The original equation $$\tan 3x - \tan x = 0$$ requires that both $$\tan 3x$$ and $$\tan x$$ be defined. The tangent function $$\tan \theta$$ is undefined when $$\theta$$ is an odd multiple of $$\frac{\pi}{2}$$ (i.e., $$\theta = \frac{\pi}{2} + k\pi$$, where $$k$$ is an integer). We also need to ensure that the denominator we cleared in Step 5, $$1 - \tan 2x \tan x$$, is not zero.
Let's check each potential solution:
- For $$x = 0$$:
$$\tan x = \tan 0 = 0$$ (defined).
$$\tan 3x = \tan (3 \times 0) = \tan 0 = 0$$ (defined).
The original equation $$0 - 0 = 0$$ holds.
The denominator $$1 - \tan 2x \tan x = 1 - \tan(0) \tan(0) = 1 - 0 \times 0 = 1 \neq 0$$.
Thus, $$x=0$$ is a valid solution.
- For $$x = \frac{\pi}{2}$$:
$$\tan x = \tan \frac{\pi}{2}$$ is undefined.
Since one of the terms in the original equation is undefined, the equation itself is undefined at this point. Therefore, $$x = \frac{\pi}{2}$$ is not a valid solution.
- For $$x = \pi$$:
$$\tan x = \tan \pi = 0$$ (defined).
$$\tan 3x = \tan (3 \times \pi) = \tan 3\pi = 0$$ (defined).
The original equation $$0 - 0 = 0$$ holds.
The denominator $$1 - \tan 2x \tan x = 1 - \tan(2\pi) \tan(\pi) = 1 - 0 \times 0 = 1 \neq 0$$.
Thus, $$x=\pi$$ is a valid solution.
- For $$x = \frac{3\pi}{2}$$:
$$\tan x = \tan \frac{3\pi}{2}$$ is undefined.

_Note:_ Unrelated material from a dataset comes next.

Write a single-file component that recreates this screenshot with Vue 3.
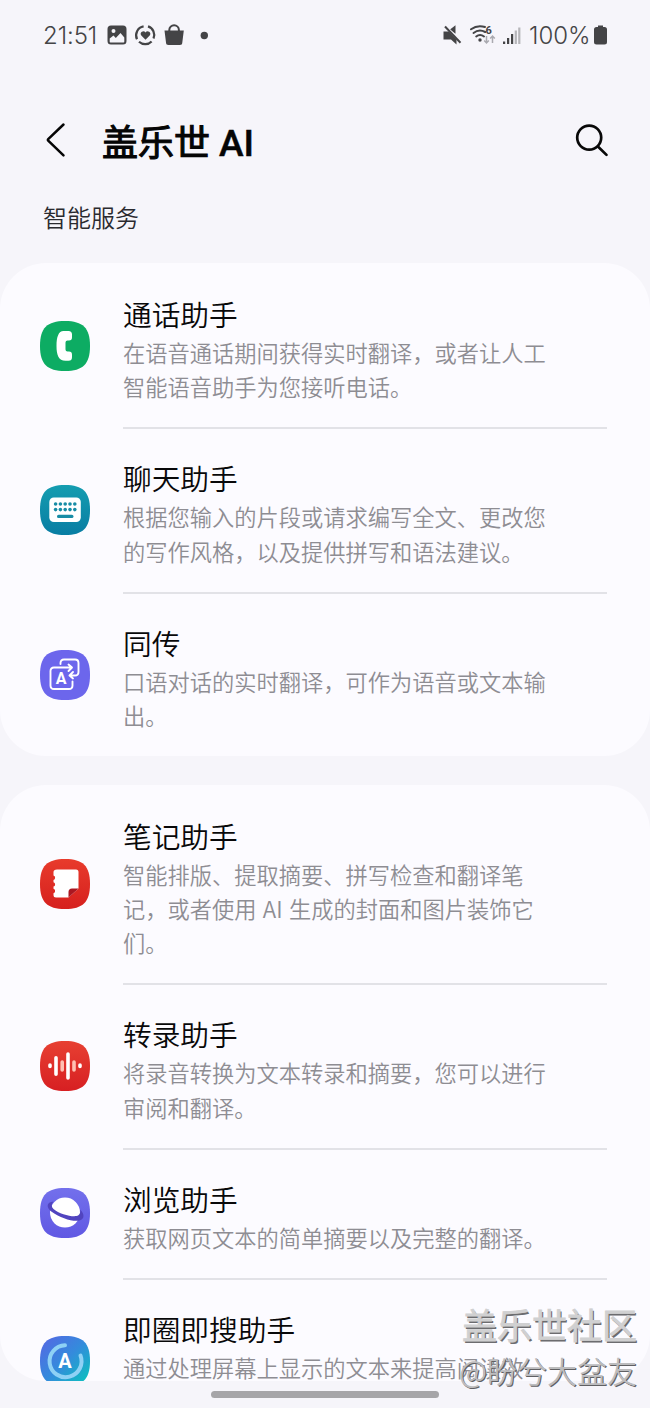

Since one of the terms in the original equation is undefined, the equation itself is undefined at this point. Therefore, $$x = \frac{3\pi}{2}$$ is not a valid solution.

**step10** Conclusion

After considering the domain restrictions, the solutions to the equation $$\tan 3x - \tan x = 0$$ in the interval $$0 \leq x < 2\pi$$ are $$x=0$$ and $$x=\pi$$.